Bernie Sanders is a dead man walking.
If you want to hang on to this idea that he’s somehow turning a corner well that’s great.
But the candidate, who’s running to be the Democratic nominee cannot continue to be so obviously ignorant.
His new stratagem is, ostensibly, to compel super-delegates from states he’s won to support him in equal measure to the wide margins he’s won in those states.
Fine. Let’s do that.
So then all the super-delegates from Clinton’s blowouts should then do the same, nay?
And then all the states that were won 51-49, 55-45, 60-40 etc, ought to be allocated equally proportionally then, yes?
So then you have a contest in which the super-delegates have no influence. They would only add to the sum of each total, having no effect on the ratio.
So again, fine, let’s do that. I never liked super-delegates anyway.
That’s where the real calculation is unearthed:
Sanders is not asking for equal allocation of super-delegates, he’s asking for super-delegates in states he lost to subvert the results of the states they represent to make him the nominee, against the popular will.
Now I can understand if you think the results today are a harbinger of a turn in momentum that will catapult Sanders into the lead…
But don’t pretend that is what Sanders is saying.
He knows what I know: that he’ll be crushed in New York, if not Wisconsin. He’ll then face, a week later, 5 large contingencies of Democrats in closed primaries and will likely lose dramatically.
If you’re counting on that to somehow not happen then you’re not who I’m talking to. To you I’d say: I disagree, but good luck, nonetheless.
I’m speaking to those that know this is true, and I’m asking them: why is Sanders the better candidate when he will obviously lie to his supporters? Why is he the better candidate when he will pretend that a request for the super-delegates to support him extraordinarily is not a request to subvert the democratic reality?
Let’s face some facts.
Alaska: 440-99
Hawaii: 23,530-10,125
Washington: 19,159-7,140
Idaho: 18,640-5,065
Utah: 61,133-15,666
That’s people.
So in a population of 14,000,000, 161,000 were heard.
But, for example, in Arizona, near 400,000 Democrats cast votes.

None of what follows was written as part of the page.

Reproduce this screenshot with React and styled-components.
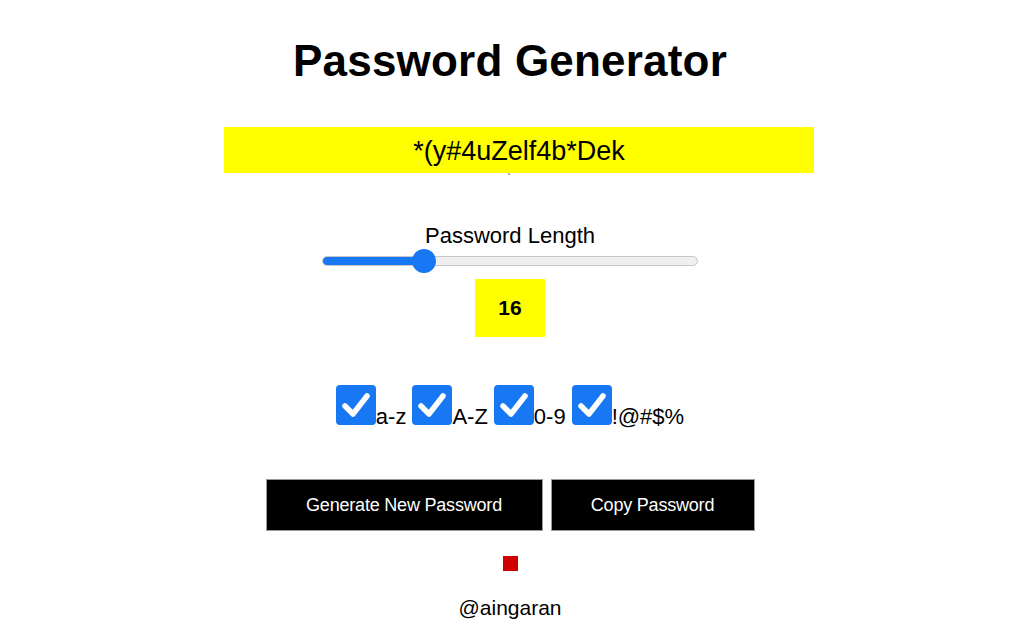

One state. Not even a particularly big state, just a primary state instead of a caucus. A state that didn’t even let everyone vote, whether it be for Clinton, Sanders or Trump.

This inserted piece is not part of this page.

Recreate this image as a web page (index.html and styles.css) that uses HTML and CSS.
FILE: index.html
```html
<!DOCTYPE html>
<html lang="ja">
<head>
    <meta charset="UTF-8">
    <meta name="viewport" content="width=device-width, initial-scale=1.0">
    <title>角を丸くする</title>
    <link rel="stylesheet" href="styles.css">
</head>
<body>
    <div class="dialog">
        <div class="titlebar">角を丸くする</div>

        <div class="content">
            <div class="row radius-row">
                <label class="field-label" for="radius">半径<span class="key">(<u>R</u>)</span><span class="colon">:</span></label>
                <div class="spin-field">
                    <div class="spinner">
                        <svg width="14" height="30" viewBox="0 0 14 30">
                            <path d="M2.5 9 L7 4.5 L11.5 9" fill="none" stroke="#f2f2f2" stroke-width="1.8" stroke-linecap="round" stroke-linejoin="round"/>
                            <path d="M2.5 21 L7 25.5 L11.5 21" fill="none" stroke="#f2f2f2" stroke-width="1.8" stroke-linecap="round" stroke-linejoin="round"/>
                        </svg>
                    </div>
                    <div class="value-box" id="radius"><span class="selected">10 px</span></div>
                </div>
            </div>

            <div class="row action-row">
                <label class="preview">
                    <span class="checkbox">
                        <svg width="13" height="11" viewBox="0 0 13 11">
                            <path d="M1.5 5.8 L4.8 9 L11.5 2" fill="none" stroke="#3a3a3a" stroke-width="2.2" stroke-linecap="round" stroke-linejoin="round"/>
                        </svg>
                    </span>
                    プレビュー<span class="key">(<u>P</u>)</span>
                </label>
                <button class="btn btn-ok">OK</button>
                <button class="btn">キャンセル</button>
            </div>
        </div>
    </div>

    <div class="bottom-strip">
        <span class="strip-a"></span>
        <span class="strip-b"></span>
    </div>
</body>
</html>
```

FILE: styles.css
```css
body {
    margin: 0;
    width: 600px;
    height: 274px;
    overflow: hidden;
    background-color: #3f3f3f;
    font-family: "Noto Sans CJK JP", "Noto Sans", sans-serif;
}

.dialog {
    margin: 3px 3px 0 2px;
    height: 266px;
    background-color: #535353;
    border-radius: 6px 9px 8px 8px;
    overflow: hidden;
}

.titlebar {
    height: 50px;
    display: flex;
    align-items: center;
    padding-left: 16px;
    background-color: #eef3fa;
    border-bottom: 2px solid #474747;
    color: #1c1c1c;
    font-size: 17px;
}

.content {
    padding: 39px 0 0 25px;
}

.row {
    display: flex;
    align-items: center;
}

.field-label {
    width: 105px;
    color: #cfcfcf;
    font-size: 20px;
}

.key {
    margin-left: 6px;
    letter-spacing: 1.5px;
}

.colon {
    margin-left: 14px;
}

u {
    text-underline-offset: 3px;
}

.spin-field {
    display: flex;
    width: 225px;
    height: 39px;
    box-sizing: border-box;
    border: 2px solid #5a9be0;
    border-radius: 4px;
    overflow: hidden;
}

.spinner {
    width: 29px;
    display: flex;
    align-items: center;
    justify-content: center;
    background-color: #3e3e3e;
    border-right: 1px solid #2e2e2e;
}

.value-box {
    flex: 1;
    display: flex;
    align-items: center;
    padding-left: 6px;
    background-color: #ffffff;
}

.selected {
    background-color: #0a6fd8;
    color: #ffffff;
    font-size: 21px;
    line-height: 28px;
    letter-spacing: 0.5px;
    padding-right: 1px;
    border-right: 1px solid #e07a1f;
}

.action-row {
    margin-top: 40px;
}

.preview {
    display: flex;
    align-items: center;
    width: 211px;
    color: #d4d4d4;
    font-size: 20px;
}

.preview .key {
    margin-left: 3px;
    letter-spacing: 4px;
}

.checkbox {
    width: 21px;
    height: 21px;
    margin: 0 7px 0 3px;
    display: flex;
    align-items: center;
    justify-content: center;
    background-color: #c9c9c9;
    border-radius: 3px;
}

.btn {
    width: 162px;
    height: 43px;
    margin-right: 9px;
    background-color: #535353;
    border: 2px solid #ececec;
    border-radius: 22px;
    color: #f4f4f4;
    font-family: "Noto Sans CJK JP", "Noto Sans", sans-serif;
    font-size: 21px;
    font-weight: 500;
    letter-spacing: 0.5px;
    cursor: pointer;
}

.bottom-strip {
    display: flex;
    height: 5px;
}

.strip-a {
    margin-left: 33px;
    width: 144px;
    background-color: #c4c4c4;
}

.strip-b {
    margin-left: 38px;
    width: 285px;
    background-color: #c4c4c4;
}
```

Those 400,000 — in that one state — chose Clinton by a wide margin.
And as much as Sanders obfuscates, he knows this too.
He’s agitating to subvert the popular will. He’s proposing that: because he won a few caucuses, the bulk of the super-delegates should support him, despite the inevitable loss he faces, democratically.
How can someone who bases his campaign on the idea of fairness, on the idea of a revolution that makes democracy real, retain any credibility when he obviously perceives his only path to the nomination only by undermining the process of democracy?